REQUIREMENT: Repeat every entry word for word, but leave the images out of your copy.

Entries with page source code
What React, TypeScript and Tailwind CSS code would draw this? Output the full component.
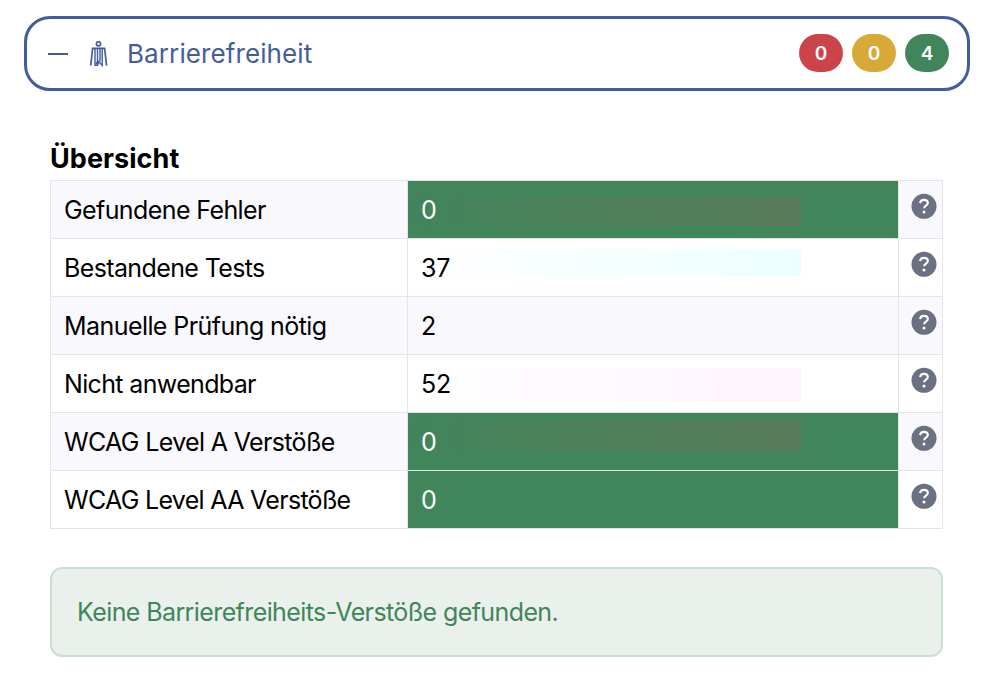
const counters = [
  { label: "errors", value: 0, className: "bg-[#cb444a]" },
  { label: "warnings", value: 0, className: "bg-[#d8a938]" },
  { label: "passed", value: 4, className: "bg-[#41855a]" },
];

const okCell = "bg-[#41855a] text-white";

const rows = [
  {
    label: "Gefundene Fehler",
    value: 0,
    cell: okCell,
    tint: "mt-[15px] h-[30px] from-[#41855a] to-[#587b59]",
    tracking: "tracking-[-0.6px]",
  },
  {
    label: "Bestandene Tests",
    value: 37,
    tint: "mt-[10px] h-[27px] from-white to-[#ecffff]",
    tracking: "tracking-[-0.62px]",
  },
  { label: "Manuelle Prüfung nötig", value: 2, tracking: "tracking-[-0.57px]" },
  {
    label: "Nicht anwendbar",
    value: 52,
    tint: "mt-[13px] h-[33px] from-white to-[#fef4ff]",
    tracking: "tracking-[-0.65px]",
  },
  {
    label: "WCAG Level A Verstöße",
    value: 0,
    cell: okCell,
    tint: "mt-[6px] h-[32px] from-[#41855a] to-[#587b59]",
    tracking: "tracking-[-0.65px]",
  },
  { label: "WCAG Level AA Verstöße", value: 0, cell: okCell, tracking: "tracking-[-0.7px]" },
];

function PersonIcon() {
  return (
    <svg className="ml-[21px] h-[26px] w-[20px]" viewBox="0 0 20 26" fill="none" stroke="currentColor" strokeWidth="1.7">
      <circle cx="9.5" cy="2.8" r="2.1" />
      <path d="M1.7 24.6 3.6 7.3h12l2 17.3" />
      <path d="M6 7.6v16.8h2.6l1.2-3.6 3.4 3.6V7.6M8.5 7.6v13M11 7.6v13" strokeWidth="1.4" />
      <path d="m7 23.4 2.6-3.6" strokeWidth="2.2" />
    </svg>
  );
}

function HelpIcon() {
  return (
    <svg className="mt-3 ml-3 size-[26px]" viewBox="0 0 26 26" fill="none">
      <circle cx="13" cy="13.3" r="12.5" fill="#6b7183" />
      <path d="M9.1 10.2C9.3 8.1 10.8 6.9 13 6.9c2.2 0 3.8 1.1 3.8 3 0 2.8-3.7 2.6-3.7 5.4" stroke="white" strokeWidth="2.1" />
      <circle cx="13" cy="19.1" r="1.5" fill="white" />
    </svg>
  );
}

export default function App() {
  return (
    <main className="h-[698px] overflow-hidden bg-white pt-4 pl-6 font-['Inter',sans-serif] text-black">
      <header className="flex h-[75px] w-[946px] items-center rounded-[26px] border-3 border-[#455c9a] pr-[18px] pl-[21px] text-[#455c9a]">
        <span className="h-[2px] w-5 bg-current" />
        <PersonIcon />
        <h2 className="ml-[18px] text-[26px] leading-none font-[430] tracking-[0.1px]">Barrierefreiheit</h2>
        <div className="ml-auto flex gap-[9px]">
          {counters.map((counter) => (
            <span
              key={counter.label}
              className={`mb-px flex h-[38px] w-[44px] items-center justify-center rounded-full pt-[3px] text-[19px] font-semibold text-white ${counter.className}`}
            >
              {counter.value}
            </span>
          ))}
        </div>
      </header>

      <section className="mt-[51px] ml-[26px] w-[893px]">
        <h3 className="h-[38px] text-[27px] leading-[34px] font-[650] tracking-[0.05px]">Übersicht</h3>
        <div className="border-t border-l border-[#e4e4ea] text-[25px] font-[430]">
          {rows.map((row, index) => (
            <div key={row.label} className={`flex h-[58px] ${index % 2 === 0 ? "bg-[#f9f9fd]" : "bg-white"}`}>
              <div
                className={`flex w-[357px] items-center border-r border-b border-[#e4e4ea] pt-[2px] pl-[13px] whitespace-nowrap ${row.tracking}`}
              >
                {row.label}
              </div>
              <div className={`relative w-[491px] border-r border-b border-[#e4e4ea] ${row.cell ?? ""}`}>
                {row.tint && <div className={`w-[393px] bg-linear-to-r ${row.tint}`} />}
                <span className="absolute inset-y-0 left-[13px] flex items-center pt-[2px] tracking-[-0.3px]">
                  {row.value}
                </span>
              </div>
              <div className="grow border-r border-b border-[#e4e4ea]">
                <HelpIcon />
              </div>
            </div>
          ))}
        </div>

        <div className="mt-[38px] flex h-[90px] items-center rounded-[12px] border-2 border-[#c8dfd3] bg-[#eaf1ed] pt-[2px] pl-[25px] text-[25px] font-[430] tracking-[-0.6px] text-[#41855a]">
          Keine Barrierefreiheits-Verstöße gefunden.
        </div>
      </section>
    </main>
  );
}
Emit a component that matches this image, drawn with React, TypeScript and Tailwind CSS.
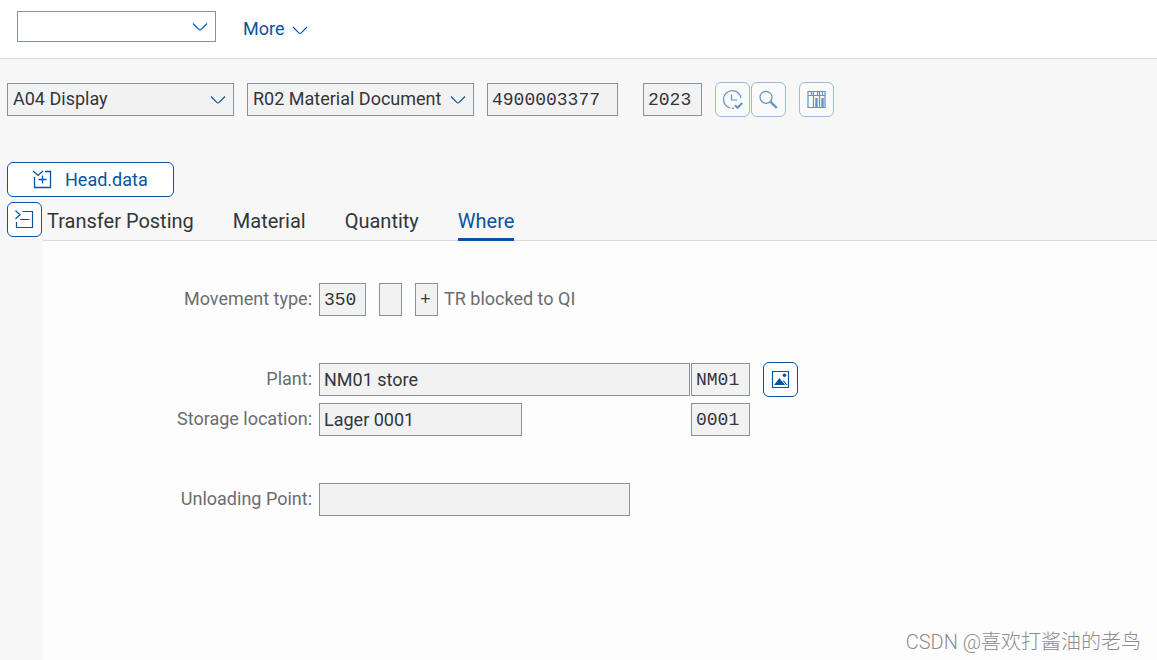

RESPONSE FOR THIS EXERCISE:
What React, TypeScript and Tailwind CSS code would draw this? Output the full component.
const counters = [
  { label: "errors", value: 0, className: "bg-[#cb444a]" },
  { label: "warnings", value: 0, className: "bg-[#d8a938]" },
  { label: "passed", value: 4, className: "bg-[#41855a]" },
];

const okCell = "bg-[#41855a] text-white";

const rows = [
  {
    label: "Gefundene Fehler",
    value: 0,
    cell: okCell,
    tint: "mt-[15px] h-[30px] from-[#41855a] to-[#587b59]",
    tracking: "tracking-[-0.6px]",
  },
  {
    label: "Bestandene Tests",
    value: 37,
    tint: "mt-[10px] h-[27px] from-white to-[#ecffff]",
    tracking: "tracking-[-0.62px]",
  },
  { label: "Manuelle Prüfung nötig", value: 2, tracking: "tracking-[-0.57px]" },
  {
    label: "Nicht anwendbar",
    value: 52,
    tint: "mt-[13px] h-[33px] from-white to-[#fef4ff]",
    tracking: "tracking-[-0.65px]",
  },
  {
    label: "WCAG Level A Verstöße",
    value: 0,
    cell: okCell,
    tint: "mt-[6px] h-[32px] from-[#41855a] to-[#587b59]",
    tracking: "tracking-[-0.65px]",
  },
  { label: "WCAG Level AA Verstöße", value: 0, cell: okCell, tracking: "tracking-[-0.7px]" },
];

function PersonIcon() {
  return (
    <svg className="ml-[21px] h-[26px] w-[20px]" viewBox="0 0 20 26" fill="none" stroke="currentColor" strokeWidth="1.7">
      <circle cx="9.5" cy="2.8" r="2.1" />
      <path d="M1.7 24.6 3.6 7.3h12l2 17.3" />
      <path d="M6 7.6v16.8h2.6l1.2-3.6 3.4 3.6V7.6M8.5 7.6v13M11 7.6v13" strokeWidth="1.4" />
      <path d="m7 23.4 2.6-3.6" strokeWidth="2.2" />
    </svg>
  );
}

function HelpIcon() {
  return (
    <svg className="mt-3 ml-3 size-[26px]" viewBox="0 0 26 26" fill="none">
      <circle cx="13" cy="13.3" r="12.5" fill="#6b7183" />
      <path d="M9.1 10.2C9.3 8.1 10.8 6.9 13 6.9c2.2 0 3.8 1.1 3.8 3 0 2.8-3.7 2.6-3.7 5.4" stroke="white" strokeWidth="2.1" />
      <circle cx="13" cy="19.1" r="1.5" fill="white" />
    </svg>
  );
}

export default function App() {
  return (
    <main className="h-[698px] overflow-hidden bg-white pt-4 pl-6 font-['Inter',sans-serif] text-black">
      <header className="flex h-[75px] w-[946px] items-center rounded-[26px] border-3 border-[#455c9a] pr-[18px] pl-[21px] text-[#455c9a]">
        <span className="h-[2px] w-5 bg-current" />
        <PersonIcon />
        <h2 className="ml-[18px] text-[26px] leading-none font-[430] tracking-[0.1px]">Barrierefreiheit</h2>
        <div className="ml-auto flex gap-[9px]">
          {counters.map((counter) => (
            <span
              key={counter.label}
              className={`mb-px flex h-[38px] w-[44px] items-center justify-center rounded-full pt-[3px] text-[19px] font-semibold text-white ${counter.className}`}
            >
              {counter.value}
            </span>
          ))}
        </div>
      </header>

      <section className="mt-[51px] ml-[26px] w-[893px]">
        <h3 className="h-[38px] text-[27px] leading-[34px] font-[650] tracking-[0.05px]">Übersicht</h3>
        <div className="border-t border-l border-[#e4e4ea] text-[25px] font-[430]">
          {rows.map((row, index) => (
            <div key={row.label} className={`flex h-[58px] ${index % 2 === 0 ? "bg-[#f9f9fd]" : "bg-white"}`}>
              <div
                className={`flex w-[357px] items-center border-r border-b border-[#e4e4ea] pt-[2px] pl-[13px] whitespace-nowrap ${row.tracking}`}
              >
                {row.label}
              </div>
              <div className={`relative w-[491px] border-r border-b border-[#e4e4ea] ${row.cell ?? ""}`}>
                {row.tint && <div className={`w-[393px] bg-linear-to-r ${row.tint}`} />}
                <span className="absolute inset-y-0 left-[13px] flex items-center pt-[2px] tracking-[-0.3px]">
                  {row.value}
                </span>
              </div>
              <div className="grow border-r border-b border-[#e4e4ea]">
                <HelpIcon />
              </div>
            </div>
          ))}
        </div>

        <div className="mt-[38px] flex h-[90px] items-center rounded-[12px] border-2 border-[#c8dfd3] bg-[#eaf1ed] pt-[2px] pl-[25px] text-[25px] font-[430] tracking-[-0.6px] text-[#41855a]">
          Keine Barrierefreiheits-Verstöße gefunden.
        </div>
      </section>
    </main>
  );
}
Emit a component that matches this image, drawn with React, TypeScript and Tailwind CSS.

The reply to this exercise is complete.